Coal, Steel, and the Colour Yellow
How Dortmund turned its post-industrial bones into a football heartland unlike any other in Europe
Dortmund arrives on you slowly. The train from Düsseldorf passes flat scrubland, old gantries, the odd cooling tower standing like a grey sentinel over the plain. Then the city gathers itself — red-brick Gründerzeit facades, wide junctions, a the smell of bratwurst and diesel rising together from the market stalls near the Hauptbahnhof — and something shifts. This is not a city that has forgotten what it was. It has, instead, decided to wear the past as a coat rather than a scar.
Nearly half of Dortmund's municipal territory is now waterways, woodland, and green space. The parks settle between former pit-head frames and converted mill buildings, that particular Ruhr texture of rust and regrowth. A full century of coal extraction and steel production left its architecture deep in the city's bone — the grand Wilhelmine tenements, the wide civic squares — and the city has not demolished its way out of decline. It has repurposed.
The U-Tower is the clearest example. Once a brewery near the city centre, the squat cylindrical building now carries a glowing yellow 'U' on its crown and houses floors of contemporary art, digital exhibitions, and the kind of loud creative programming that draws students from across the region. Step inside on a Friday afternoon and you find skateboards parked beside canvases, someone arguing quietly in front of a video installation, a couple sharing a flask of coffee on the stairs. The industrial shell holds all of it without complaint.
Signal Iduna Park arrived through a piece of bureaucratic fortune. In 1971, Dortmund was selected to host matches in the 1974 World Cup after funds originally earmarked for a Cologne stadium were redirected. That money built the ground that would eventually become the largest stadium in Germany, a bowl of 81,000 seats that fills, on Bundesliga Fridays, with a wall of yellow and black. Eintracht Frankfurt travel there this evening sitting eighth in the table, 24 points behind their hosts. The crowd will not care much about the gap. The Südtribüne, the famous south stand terrace, does not arrange itself by league position.

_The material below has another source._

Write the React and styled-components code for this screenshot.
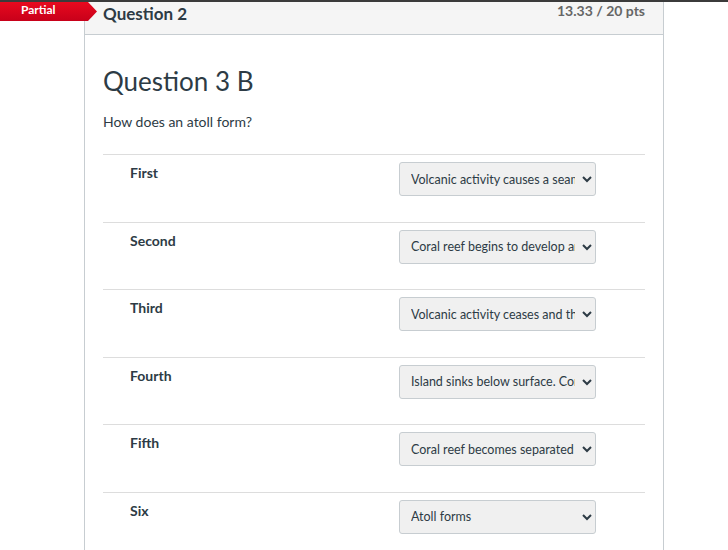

What the city offers a visitor on a matchday is a particular kind of sensory sequence. You follow the yellow scarves westward from the city centre, past the kebab-and-currywurst corridor of Borsigplatz — the neighbourhood that claims, with considerable local pride, to be the spiritual birthplace of the club — and the crowd thickens block by block. Drums settle into a low pulse somewhere ahead. A tram inches through. The old steelworkers' district funnels ten thousand people toward a stadium that exists only because a bureaucrat in Bonn once rerouted a cheque.